▸ SUPPLIED DATA

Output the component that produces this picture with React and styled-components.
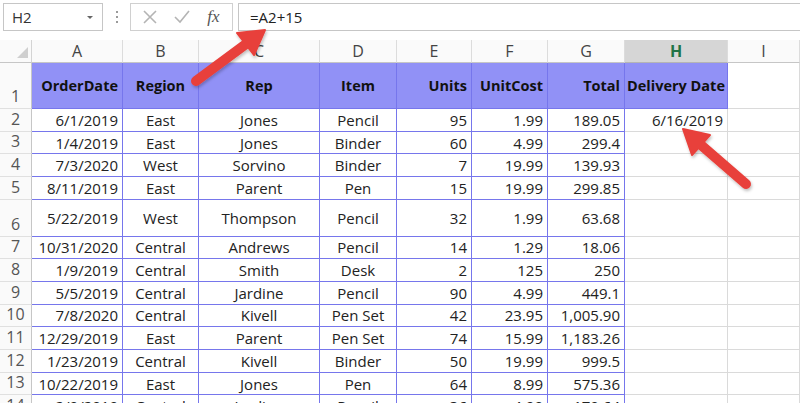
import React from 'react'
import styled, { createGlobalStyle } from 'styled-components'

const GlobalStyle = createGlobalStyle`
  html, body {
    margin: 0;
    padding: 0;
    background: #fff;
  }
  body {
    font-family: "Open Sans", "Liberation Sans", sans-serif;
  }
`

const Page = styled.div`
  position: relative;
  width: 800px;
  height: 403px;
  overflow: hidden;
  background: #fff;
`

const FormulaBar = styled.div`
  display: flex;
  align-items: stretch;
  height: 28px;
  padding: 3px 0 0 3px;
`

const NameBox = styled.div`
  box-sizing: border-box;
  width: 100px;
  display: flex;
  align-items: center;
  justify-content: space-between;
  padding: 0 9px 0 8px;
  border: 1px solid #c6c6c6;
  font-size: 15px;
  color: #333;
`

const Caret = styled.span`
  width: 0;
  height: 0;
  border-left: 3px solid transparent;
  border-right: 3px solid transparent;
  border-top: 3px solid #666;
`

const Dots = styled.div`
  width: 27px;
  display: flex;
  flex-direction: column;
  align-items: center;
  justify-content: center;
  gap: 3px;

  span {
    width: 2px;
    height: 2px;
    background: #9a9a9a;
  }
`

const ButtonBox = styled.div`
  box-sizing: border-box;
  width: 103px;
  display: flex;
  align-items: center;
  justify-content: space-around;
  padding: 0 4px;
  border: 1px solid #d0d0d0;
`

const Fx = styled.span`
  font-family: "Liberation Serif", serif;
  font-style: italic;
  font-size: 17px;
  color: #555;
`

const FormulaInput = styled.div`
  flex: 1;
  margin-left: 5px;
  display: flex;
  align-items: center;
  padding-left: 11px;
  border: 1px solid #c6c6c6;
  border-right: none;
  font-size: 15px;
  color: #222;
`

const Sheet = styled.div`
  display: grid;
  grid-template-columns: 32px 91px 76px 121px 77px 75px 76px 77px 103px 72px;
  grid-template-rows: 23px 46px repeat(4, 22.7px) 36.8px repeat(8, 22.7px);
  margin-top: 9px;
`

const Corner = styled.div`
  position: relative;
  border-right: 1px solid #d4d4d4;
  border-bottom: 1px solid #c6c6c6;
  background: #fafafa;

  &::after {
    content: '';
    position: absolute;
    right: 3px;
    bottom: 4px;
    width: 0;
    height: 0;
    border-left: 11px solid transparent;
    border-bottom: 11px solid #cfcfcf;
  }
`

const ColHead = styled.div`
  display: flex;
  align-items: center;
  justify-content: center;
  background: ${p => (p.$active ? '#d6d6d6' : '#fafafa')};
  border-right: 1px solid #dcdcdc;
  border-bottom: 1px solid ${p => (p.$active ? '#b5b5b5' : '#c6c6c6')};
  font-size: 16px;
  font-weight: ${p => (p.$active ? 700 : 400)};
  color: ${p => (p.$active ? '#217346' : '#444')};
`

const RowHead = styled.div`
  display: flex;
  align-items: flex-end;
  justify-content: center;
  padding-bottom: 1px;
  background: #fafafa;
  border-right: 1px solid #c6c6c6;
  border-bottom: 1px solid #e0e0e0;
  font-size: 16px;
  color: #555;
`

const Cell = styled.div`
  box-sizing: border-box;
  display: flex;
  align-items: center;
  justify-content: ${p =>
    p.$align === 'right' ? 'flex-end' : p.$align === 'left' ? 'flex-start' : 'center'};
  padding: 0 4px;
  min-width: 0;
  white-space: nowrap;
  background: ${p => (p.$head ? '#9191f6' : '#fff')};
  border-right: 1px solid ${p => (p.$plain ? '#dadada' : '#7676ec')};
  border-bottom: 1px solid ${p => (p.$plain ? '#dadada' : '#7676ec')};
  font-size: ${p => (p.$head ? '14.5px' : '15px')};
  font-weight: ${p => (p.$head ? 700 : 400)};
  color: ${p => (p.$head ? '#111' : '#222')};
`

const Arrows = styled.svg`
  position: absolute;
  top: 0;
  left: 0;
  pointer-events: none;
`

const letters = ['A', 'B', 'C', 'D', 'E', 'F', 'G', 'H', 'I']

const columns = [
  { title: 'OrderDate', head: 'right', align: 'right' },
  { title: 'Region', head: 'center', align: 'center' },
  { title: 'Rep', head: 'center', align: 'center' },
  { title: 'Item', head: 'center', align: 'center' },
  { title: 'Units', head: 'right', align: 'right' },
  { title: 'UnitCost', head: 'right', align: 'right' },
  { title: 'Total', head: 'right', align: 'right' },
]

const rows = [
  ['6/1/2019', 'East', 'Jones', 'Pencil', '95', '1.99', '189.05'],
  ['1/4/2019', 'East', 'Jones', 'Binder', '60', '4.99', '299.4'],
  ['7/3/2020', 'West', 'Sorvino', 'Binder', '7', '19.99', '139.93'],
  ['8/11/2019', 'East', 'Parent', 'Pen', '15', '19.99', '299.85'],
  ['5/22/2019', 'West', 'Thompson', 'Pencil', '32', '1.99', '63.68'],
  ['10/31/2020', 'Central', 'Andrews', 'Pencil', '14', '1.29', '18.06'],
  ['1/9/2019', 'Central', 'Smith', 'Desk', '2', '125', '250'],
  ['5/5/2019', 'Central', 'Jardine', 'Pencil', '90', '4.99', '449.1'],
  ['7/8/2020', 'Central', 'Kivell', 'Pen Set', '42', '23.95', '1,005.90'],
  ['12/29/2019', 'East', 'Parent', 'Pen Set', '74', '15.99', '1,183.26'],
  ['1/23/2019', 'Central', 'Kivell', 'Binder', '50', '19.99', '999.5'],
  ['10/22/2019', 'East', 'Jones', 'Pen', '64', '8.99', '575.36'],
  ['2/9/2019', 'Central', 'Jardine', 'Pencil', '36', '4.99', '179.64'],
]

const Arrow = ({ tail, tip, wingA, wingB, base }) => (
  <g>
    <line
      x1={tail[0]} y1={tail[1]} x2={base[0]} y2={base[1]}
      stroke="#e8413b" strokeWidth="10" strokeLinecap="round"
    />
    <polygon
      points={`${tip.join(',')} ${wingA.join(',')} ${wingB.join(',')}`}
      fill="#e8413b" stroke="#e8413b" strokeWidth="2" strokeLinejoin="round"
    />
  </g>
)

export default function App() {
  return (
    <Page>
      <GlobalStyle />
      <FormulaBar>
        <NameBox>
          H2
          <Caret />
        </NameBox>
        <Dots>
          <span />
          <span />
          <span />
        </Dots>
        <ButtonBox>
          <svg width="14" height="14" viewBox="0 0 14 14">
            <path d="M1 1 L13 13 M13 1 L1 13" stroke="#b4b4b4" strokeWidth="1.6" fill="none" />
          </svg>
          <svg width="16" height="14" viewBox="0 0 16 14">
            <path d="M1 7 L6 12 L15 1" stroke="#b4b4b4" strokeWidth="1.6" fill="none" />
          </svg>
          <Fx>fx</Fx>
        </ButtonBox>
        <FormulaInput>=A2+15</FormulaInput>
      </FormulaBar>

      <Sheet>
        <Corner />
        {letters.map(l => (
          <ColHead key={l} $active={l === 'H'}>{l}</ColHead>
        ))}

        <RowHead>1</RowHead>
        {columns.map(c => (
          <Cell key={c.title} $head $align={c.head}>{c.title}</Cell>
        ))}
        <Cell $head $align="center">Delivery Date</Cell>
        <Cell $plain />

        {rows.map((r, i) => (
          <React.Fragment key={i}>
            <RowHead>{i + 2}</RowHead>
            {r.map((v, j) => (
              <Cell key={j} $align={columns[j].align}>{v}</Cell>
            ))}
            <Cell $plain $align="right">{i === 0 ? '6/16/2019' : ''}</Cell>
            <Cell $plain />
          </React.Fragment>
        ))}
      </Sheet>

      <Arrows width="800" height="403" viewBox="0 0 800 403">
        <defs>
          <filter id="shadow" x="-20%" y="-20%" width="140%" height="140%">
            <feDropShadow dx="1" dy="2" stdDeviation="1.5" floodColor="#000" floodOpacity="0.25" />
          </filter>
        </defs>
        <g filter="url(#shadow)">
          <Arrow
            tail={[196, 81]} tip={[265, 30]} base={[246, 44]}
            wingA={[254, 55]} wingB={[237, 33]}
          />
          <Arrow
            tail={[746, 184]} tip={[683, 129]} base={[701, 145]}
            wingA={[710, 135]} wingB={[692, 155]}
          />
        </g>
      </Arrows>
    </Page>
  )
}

▸ EXERCISE OBJECTIVE
Copy every line of the data that holds the string "React".

▸ EXPECTED OUTPUT
Output the component that produces this picture with React and styled-components.
import React from 'react'
          <React.Fragment key={i}>
          </React.Fragment>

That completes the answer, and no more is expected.